La simplicité même du procédé autorise de nombreuses variations. L’artiste commence par sélectionner des séries de photos, autour d’une thématique : par exemple, des portraits, des reflets sur des façades de building new-yorkais, des nuances de marbres de palais vénitiens. Ces photos, imprimées en de nombreux exemplaires, fournissent la matière première. Des tesselles y sont ensuite découpées, avant d’être disposées suivant des formes soit abstraites, soit à la géométrie évocatrice (croix, pavement romain, quadrillage, etc.). Toute l’histoire de l’art occidental peut alors être balayée, à travers plusieurs questions cruciales : le contour, la lumière et la figuration.

Kwama Frigaux, Reflets tissés, août 2019, 38 x 46 cm, photographie sur toile, 234 tesselles
Kwama Frigaux, Reflets tissés, août 2019, 38 x 46 cm, photographie sur toile, 234 tesselles

Le résolu et l’indiscernable, en deçà et au-delà de la ligne

Le problème du contour, solutionné de manière canonique par le sfumato léonardien, simplifié par le cloisonnisme, remis en question par le non-finito impressionniste puis par l’étude des mouvements futuristes, refait surface de nos jours à travers la notion de définition ou de résolution de l’image. La multiplication des pixels ne permet qu’en apparence de le résoudre, puisqu’à la limite extrême de la vision, le contour, d’abord lisse et estompé, paraît brutal et saccadé. 

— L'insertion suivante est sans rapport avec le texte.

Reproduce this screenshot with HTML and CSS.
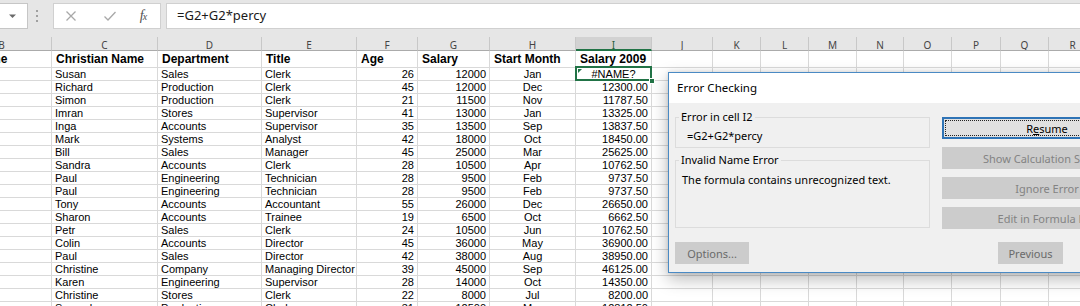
FILE: index.html
```html
<!DOCTYPE html>
<html>
<head>
<meta charset="utf-8">
<title>Error Checking</title>
<link rel="stylesheet" href="styles.css">
</head>
<body>
<div class="toolbar">
  <div class="namebox">
    <svg width="9" height="6" viewBox="0 0 9 6"><path d="M1 1.5 L4.5 5 L8 1.5 Z" fill="#6a6a6a"/></svg>
  </div>
  <div class="grip"><span></span><span></span><span></span></div>
  <div class="fxbox">
    <span class="slot s1"><svg width="12" height="12" viewBox="0 0 12 12"><path d="M1.5 1.5 L10.5 10.5 M10.5 1.5 L1.5 10.5" stroke="#a8a8a8" stroke-width="1.3" fill="none"/></svg></span>
    <span class="slot s2"><svg width="14" height="12" viewBox="0 0 14 12"><path d="M1.5 6.5 L5 10 L12.5 2" stroke="#a8a8a8" stroke-width="1.3" fill="none"/></svg></span>
    <span class="slot s3"><span class="fx">f<span class="fxx">x</span></span></span>
  </div>
  <div class="formula">=G2+G2*percy</div>
</div>

<div class="sheet">
  <div class="row colhead"><div>B</div><div>C</div><div>D</div><div>E</div><div>F</div><div>G</div><div>H</div><div class="sel">I</div><div>J</div><div>K</div><div>L</div><div>M</div><div>N</div><div>O</div><div>P</div><div>Q</div><div>R</div></div>
  <div class="row hdr"><div>Surname</div><div>Christian Name</div><div>Department</div><div>Title</div><div>Age</div><div>Salary</div><div>Start Month</div><div>Salary 2009</div><div></div><div></div><div></div><div></div><div></div><div></div><div></div><div></div><div></div></div>
  <div class="row"><div></div><div>Susan</div><div>Sales</div><div>Clerk</div><div class="n">26</div><div class="n">12000</div><div class="m">Jan</div><div class="m active"><span class="tri"></span>#NAME?<span class="handle"></span></div><div></div><div></div><div></div><div></div><div></div><div></div><div></div><div></div><div></div></div>
  <div class="row"><div></div><div>Richard</div><div>Production</div><div>Clerk</div><div class="n">45</div><div class="n">12000</div><div class="m">Dec</div><div class="n">12300.00</div><div></div><div></div><div></div><div></div><div></div><div></div><div></div><div></div><div></div></div>
  <div class="row"><div></div><div>Simon</div><div>Production</div><div>Clerk</div><div class="n">21</div><div class="n">11500</div><div class="m">Nov</div><div class="n">11787.50</div><div></div><div></div><div></div><div></div><div></div><div></div><div></div><div></div><div></div></div>
  <div class="row"><div></div><div>Imran</div><div>Stores</div><div>Supervisor</div><div class="n">41</div><div class="n">13000</div><div class="m">Jan</div><div class="n">13325.00</div><div></div><div></div><div></div><div></div><div></div><div></div><div></div><div></div><div></div></div>
  <div class="row"><div></div><div>Inga</div><div>Accounts</div><div>Supervisor</div><div class="n">35</div><div class="n">13500</div><div class="m">Sep</div><div class="n">13837.50</div><div></div><div></div><div></div><div></div><div></div><div></div><div></div><div></div><div></div></div>
  <div class="row"><div></div><div>Mark</div><div>Systems</div><div>Analyst</div><div class="n">42</div><div class="n">18000</div><div class="m">Oct</div><div class="n">18450.00</div><div></div><div></div><div></div><div></div><div></div><div></div><div></div><div></div><div></div></div>
  <div class="row"><div></div><div>Bill</div><div>Sales</div><div>Manager</div><div class="n">45</div><div class="n">25000</div><div class="m">Mar</div><div class="n">25625.00</div><div></div><div></div><div></div><div></div><div></div><div></div><div></div><div></div><div></div></div>
  <div class="row"><div></div><div>Sandra</div><div>Accounts</div><div>Clerk</div><div class="n">28</div><div class="n">10500</div><div class="m">Apr</div><div class="n">10762.50</div><div></div><div></div><div></div><div></div><div></div><div></div><div></div><div></div><div></div></div>
  <div class="row"><div></div><div>Paul</div><div>Engineering</div><div>Technician</div><div class="n">28</div><div class="n">9500</div><div class="m">Feb</div><div class="n">9737.50</div><div></div><div></div><div></div><div></div><div></div><div></div><div></div><div></div><div></div></div>
  <div class="row"><div></div><div>Paul</div><div>Engineering</div><div>Technician</div><div class="n">28</div><div class="n">9500</div><div class="m">Feb</div><div class="n">9737.50</div><div></div><div></div><div></div><div></div><div></div><div></div><div></div><div></div><div></div></div>
  <div class="row"><div></div><div>Tony</div><div>Accounts</div><div>Accountant</div><div class="n">55</div><div class="n">26000</div><div class="m">Dec</div><div class="n">26650.00</div><div></div><div></div><div></div><div></div><div></div><div></div><div></div><div></div><div></div></div>
  <div class="row"><div></div><div>Sharon</div><div>Accounts</div><div>Trainee</div><div class="n">19</div><div class="n">6500</div><div class="m">Oct</div><div class="n">6662.50</div><div></div><div></div><div></div><div></div><div></div><div></div><div></div><div></div><div></div></div>
  <div class="row"><div></div><div>Petr</div><div>Sales</div><div>Clerk</div><div class="n">24</div><div class="n">10500</div><div class="m">Jun</div><div class="n">10762.50</div><div></div><div></div><div></div><div></div><div></div><div></div><div></div><div></div><div></div></div>
  <div class="row"><div></div><div>Colin</div><div>Accounts</div><div>Director</div><div class="n">45</div><div class="n">36000</div><div class="m">May</div><div class="n">36900.00</div><div></div><div></div><div></div><div></div><div></div><div></div><div></div><div></div><div></div></div>
  <div class="row"><div></div><div>Paul</div><div>Sales</div><div>Director</div><div class="n">42</div><div class="n">38000</div><div class="m">Aug</div><div class="n">38950.00</div><div></div><div></div><div></div><div></div><div></div><div></div><div></div><div></div><div></div></div>
  <div class="row"><div></div><div>Christine</div><div>Company</div><div>Managing Director</div><div class="n">39</div><div class="n">45000</div><div class="m">Sep</div><div class="n">46125.00</div><div></div><div></div><div></div><div></div><div></div><div></div><div></div><div></div><div></div></div>
  <div class="row"><div></div><div>Karen</div><div>Engineering</div><div>Supervisor</div><div class="n">28</div><div class="n">14000</div><div class="m">Oct</div><div class="n">14350.00</div><div></div><div></div><div></div><div></div><div></div><div></div><div></div><div></div><div></div></div>
  <div class="row"><div></div><div>Christine</div><div>Stores</div><div>Clerk</div><div class="n">22</div><div class="n">8000</div><div class="m">Jul</div><div class="n">8200.00</div><div></div><div></div><div></div><div></div><div></div><div></div><div></div><div></div><div></div></div>
  <div class="row"><div></div><div>Samuel</div><div>Production</div><div>Clerk</div><div class="n">31</div><div class="n">12500</div><div class="m">Mar</div><div class="n">12812.50</div><div></div><div></div><div></div><div></div><div></div><div></div><div></div><div></div><div></div></div>
</div>

<div class="dialog">
  <div class="titlebar">Error Checking</div>
  <div class="dbody">
    <div class="dmain">
      <div class="dleft">
        <fieldset class="grp g1">
          <legend>Error in cell I2</legend>
          <div class="ftext">=G2+G2*percy</div>
        </fieldset>
        <fieldset class="grp g2">
          <legend>Invalid Name Error</legend>
          <div class="etext">The formula contains unrecognized text.</div>
        </fieldset>
      </div>
      <div class="dright">
        <button class="btn focus"><span>R<u>e</u>sume</span></button>
        <button class="btn dis">Show Calculation Steps...</button>
        <button class="btn dis">Ignore Error</button>
        <button class="btn dis">Edit in Formula Bar</button>
      </div>
    </div>
    <div class="dfoot">
      <button class="btn dis opt">Options...</button>
      <div class="spacer"></div>
      <button class="btn dis nav">Previous</button>
      <button class="btn nav">Next</button>
    </div>
  </div>
</div>
</body>
</html>
```

FILE: styles.css
```css
* { box-sizing: border-box; }
html, body { margin: 0; padding: 0; }
body {
  width: 1080px;
  height: 306px;
  overflow: hidden;
  background: #ffffff;
  position: relative;
  font-family: "Liberation Sans", Arial, sans-serif;
  color: #000;
}

/* ---------- formula bar ---------- */
.toolbar {
  height: 37px;
  background: #e6e6e6;
  display: flex;
  align-items: flex-start;
  padding-top: 3px;
}
.namebox {
  width: 28px;
  height: 26px;
  background: #ffffff;
  border: 1px solid #c6c6c6;
  border-left: 0;
  display: flex;
  align-items: center;
  justify-content: center;
  padding-right: 2px;
}
.grip {
  width: 18px;
  height: 26px;
  display: flex;
  flex-direction: column;
  align-items: center;
  justify-content: center;
  gap: 3px;
}
.grip span {
  width: 2px;
  height: 2px;
  background: #a0a0a0;
}
.fxbox {
  margin-left: 7px;
  width: 108px;
  height: 26px;
  background: #ffffff;
  border: 1px solid #d0d0d0;
  display: flex;
  align-items: center;
}
.slot { display: flex; align-items: center; justify-content: center; height: 24px; }
.s1 { width: 33px; }
.s2 { width: 46px; }
.s3 { width: 20px; }
.fx {
  font-family: "Liberation Serif", "Times New Roman", serif;
  font-style: italic;
  font-size: 14px;
  color: #505050;
  letter-spacing: -1px;
}
.fxx { font-size: 10px; }
.formula {
  margin-left: 5px;
  flex: 1;
  height: 26px;
  background: #ffffff;
  border: 1px solid #d0d0d0;
  border-right: 0;
  padding-left: 10px;
  font-family: "Noto Sans", "Open Sans", sans-serif;
  font-size: 13px;
  line-height: 23px;
  color: #1a1a1a;
}

/* ---------- sheet ---------- */
.sheet { margin-left: -48px; }
.row {
  display: grid;
  grid-template-columns: 100px 106px 104px 95px 61px 72px 86px 76px 61px 48px 48px 48px 47px 48px 49px 48px 48px;
  height: 13px;
}
.row > div {
  border-right: 1px solid #d9d9d9;
  border-bottom: 1px solid #d9d9d9;
  padding: 0 3px;
  white-space: nowrap;
  overflow: hidden;
  font-size: 11px;
  line-height: 12px;
}
.row > .n { text-align: right; }
.row > .m { text-align: center; }

.colhead { height: 14px; background: #e6e6e6; }
.colhead > div {
  border-right: 1px solid #c8c8c8;
  border-bottom: 1px solid #ababab;
  text-align: center;
  font-family: "Noto Sans", "Open Sans", sans-serif;
  font-size: 10px;
  line-height: 16px;
  color: #444;
}
.colhead > .sel {
  background: #d2d2d2;
  border-bottom: 2px solid #217346;
  color: #1f5c3a;
}

.hdr { height: 17px; }
.hdr > div {
  font-weight: bold;
  font-size: 12px;
  line-height: 17px;
  padding-left: 4px;
}

.active {
  position: relative;
  overflow: visible !important;
}
.active::before {
  content: "";
  position: absolute;
  left: -1px;
  top: -2px;
  right: -1px;
  bottom: -1px;
  border: 2px solid #217346;
}
.handle {
  position: absolute;
  right: -4px;
  bottom: -4px;
  width: 6px;
  height: 6px;
  background: #217346;
  border: 1px solid #fff;
}
.tri {
  position: absolute;
  left: 2px;
  top: 1px;
  width: 0;
  height: 0;
  border-top: 4px solid #217346;
  border-right: 4px solid transparent;
}

/* ---------- dialog ---------- */
.dialog {
  position: absolute;
  left: 668px;
  top: 72px;
  width: 520px;
  height: 201px;
  background: #f0f0f0;
  border: 1px solid #4a8ac4;
  box-shadow: 0 6px 16px rgba(0, 0, 0, 0.28), 0 0 4px rgba(0, 0, 0, 0.12);
  font-family: "Noto Sans", "Open Sans", sans-serif;
  font-size: 11px;
  color: #000;
  z-index: 5;
}
.titlebar {
  height: 30px;
  background: #ffffff;
  padding-left: 8px;
  line-height: 30px;
  font-size: 11.5px;
}
.dbody { padding: 6px 0 0 6px; }
.dmain { display: flex; gap: 12px; }
.dleft { width: 255px; display: flex; flex-direction: column; gap: 4px; }
.grp {
  margin: 0;
  padding: 0;
  border: 1px solid #dcdcdc;
  min-width: 0;
}
.grp legend {
  margin-left: 3px;
  padding: 0 2px;
  line-height: 16px;
}
.g1 { height: 39px; }
.g2 { height: 76px; }
.ftext { padding: 4px 0 0 11px; line-height: 14px; }
.etext { padding: 5px 0 0 6px; line-height: 14px; }

.dright {
  width: 210px;
  padding-top: 8px;
  display: flex;
  flex-direction: column;
  gap: 8px;
}
.btn {
  height: 22px;
  border: 1px solid #cccccc;
  background: #cccccc;
  font-family: "Noto Sans", "Open Sans", sans-serif;
  font-size: 11px;
  color: #838383;
  padding: 0;
}
.btn.focus {
  position: relative;
  background: #e1e1e1;
  border: 2px solid #2f74b6;
  color: #000;
}
.btn.focus::after {
  content: "";
  position: absolute;
  left: 1px;
  top: 1px;
  right: 1px;
  bottom: 1px;
  border: 1px dotted #222;
}
.dfoot {
  display: flex;
  margin-top: 13px;
  width: 477px;
  gap: 24px;
}
.spacer { flex: 1; }
.opt { width: 74px; color: #6a6a6a; }
.nav { width: 65px; color: #6a6a6a; }
```
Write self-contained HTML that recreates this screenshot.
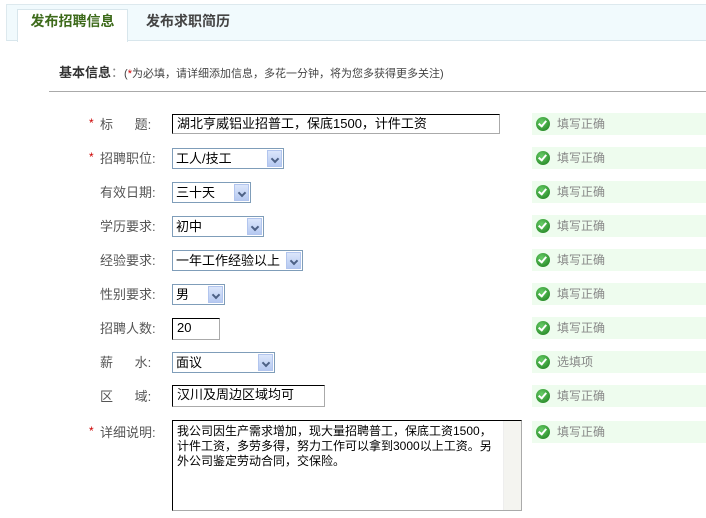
<!DOCTYPE html>
<html><head><meta charset="utf-8"><style>
body{margin:0;width:706px;height:518px;background:#fff;font-family:"Liberation Sans","Noto Sans CJK SC",sans-serif;font-size:12px;position:relative;overflow:hidden}
.a{position:absolute}
.top{left:6px;top:4px;width:700px;height:35px;background:#f1fafd;border-top:1px solid #dde9ee;border-left:1px solid #dde9ee;border-bottom:1px solid #d8e6ec}
.tab1{left:17px;top:9px;width:109px;height:32px;background:#fff;border:1px solid #d8e6ec;border-bottom:none;color:#3d6a1a;font-weight:bold;font-size:14px;line-height:22px;text-align:center}
.tab2{left:146px;top:11px;color:#444;font-weight:bold;font-size:14px}
.lbl{left:100px;color:#555;font-size:13px;width:70px}
.st{color:#c00;left:89px;font-size:12px}
.in{left:172px;height:20px;border:1px solid #aaa;border-top-color:#000;border-left-color:#000;box-sizing:border-box;font-size:13px;line-height:18px;padding-left:4px;color:#000;background:#fff}
.sel{left:172px;height:21px;border:1px solid #7f9db9;box-sizing:border-box;font-size:13px;line-height:19px;padding-left:3px;background:#fff}
.sel i{position:absolute;right:1px;top:1px;width:15px;height:17px;background:linear-gradient(#dbe6fb,#b6c9f1);border:1px solid #b2c5ee;box-sizing:border-box}
.sel i:after{content:"";position:absolute;left:4px;top:5px;width:4px;height:4px;border-right:2px solid #4d6185;border-bottom:2px solid #4d6185;transform:rotate(45deg)}
.ok{left:532px;width:174px;height:22px;background:#eefcee;color:#888;font-size:12px;line-height:22px;padding-left:25px;box-sizing:border-box}
.ok b{position:absolute;left:4px;top:4px;width:14px;height:14px;border-radius:50%;background:radial-gradient(circle at 40% 35%,#6c6,#1a7a1a)}
.ok b:after{content:"";position:absolute;left:4px;top:2px;width:3px;height:6px;border-right:2px solid #fff;border-bottom:2px solid #fff;transform:rotate(40deg)}
</style></head><body>
<div class="a top"></div>
<div class="a tab1">发布招聘信息</div>
<div class="a tab2">发布求职简历</div>
<div class="a" style="left:59px;top:62px;font-size:13px;font-weight:bold;color:#333">基本信息<span style="font-weight:normal;color:#888">：</span><span style="font-weight:normal;font-size:11px;color:#444">(<span style="color:#c00">*</span>为必填，请详细添加信息，多花一分钟，将为您多获得更多关注)</span></div>
<div class="a" style="left:49px;top:91px;width:657px;height:1px;background:#aaa"></div>

<div class="a st" style="top:116px">*</div><div class="a lbl" style="top:114px">标&nbsp;&nbsp;&nbsp;&nbsp;&nbsp;&nbsp;题:</div>
<div class="a in" style="top:114px;width:328px">湖北亨威铝业招普工，保底1500，计件工资</div>
<div class="a st" style="top:150px">*</div><div class="a lbl" style="top:148px">招聘职位:</div>
<div class="a sel" style="top:148px;width:112px">工人/技工<i></i></div>
<div class="a lbl" style="top:182px">有效日期:</div>
<div class="a sel" style="top:182px;width:79px">三十天<i></i></div>
<div class="a lbl" style="top:216px">学历要求:</div>
<div class="a sel" style="top:216px;width:92px">初中<i></i></div>
<div class="a lbl" style="top:250px">经验要求:</div>
<div class="a sel" style="top:250px;width:131px">一年工作经验以上<i></i></div>
<div class="a lbl" style="top:284px">性别要求:</div>
<div class="a sel" style="top:284px;width:53px">男<i></i></div>
<div class="a lbl" style="top:318px">招聘人数:</div>
<div class="a in" style="top:318px;width:48px;height:22px">20</div>
<div class="a lbl" style="top:352px">薪&nbsp;&nbsp;&nbsp;&nbsp;&nbsp;&nbsp;水:</div>
<div class="a sel" style="top:352px;width:103px">面议<i></i></div>
<div class="a lbl" style="top:386px">区&nbsp;&nbsp;&nbsp;&nbsp;&nbsp;&nbsp;域:</div>
<div class="a in" style="top:385px;width:153px;height:22px">汉川及周边区域均可</div>
<div class="a st" style="top:424px">*</div><div class="a lbl" style="top:422px">详细说明:</div>
<div class="a in" style="top:420px;width:350px;height:91px;font-size:12px;line-height:15px;padding:3px 22px 0 4px">我公司因生产需求增加，现大量招聘普工，保底工资1500，计件工资，多劳多得，努力工作可以拿到3000以上工资。另外公司鉴定劳动合同，交保险。
<div class="a" style="right:0;top:0;width:17px;height:89px;background:#f4f4f0;border-left:1px solid #eee"></div></div>

<div class="a ok" style="top:113px"><b></b>填写正确</div>
<div class="a ok" style="top:147px"><b></b>填写正确</div>
<div class="a ok" style="top:181px"><b></b>填写正确</div>
<div class="a ok" style="top:215px"><b></b>填写正确</div>
<div class="a ok" style="top:249px"><b></b>填写正确</div>
<div class="a ok" style="top:283px"><b></b>填写正确</div>
<div class="a ok" style="top:317px"><b></b>填写正确</div>
<div class="a ok" style="top:351px"><b></b>选填项</div>
<div class="a ok" style="top:385px"><b></b>填写正确</div>
<div class="a ok" style="top:421px"><b></b>填写正确</div>
</body></html>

Kwama Frigaux, Ligne tremblée et détail, juin 2019, 40 x 40 cm, photographie sur toile, 1700 tesselles
Kwama Frigaux, Ligne tremblée et détail, juin 2019, 40 x 40 cm, photographie sur toile, 1700 tesselles

Le premier geste de l’artiste a donc été de jouer de la taille des tesselles pour obtenir différents effets de résolution et de définition. Certaines compositions flirtent ainsi, grâce à la finesse de ces « pixels » avec l’abstraction lyrique et se situent au-delà de la ligne, en la recréant alors qu’elle n’existe pas. D’autres, au contraire, en-deçà de la ligne, se libèrent de l’impératif de la résolution pour proposer, sur des formats plus grands, une collection d’images que le spectateur peut apprécier, de près, comme une anthologie, ou de loin, comme une œuvre nouvelle, faite de clins d’œil, de citation, à la manière de la pop très référentielle d’un Erró.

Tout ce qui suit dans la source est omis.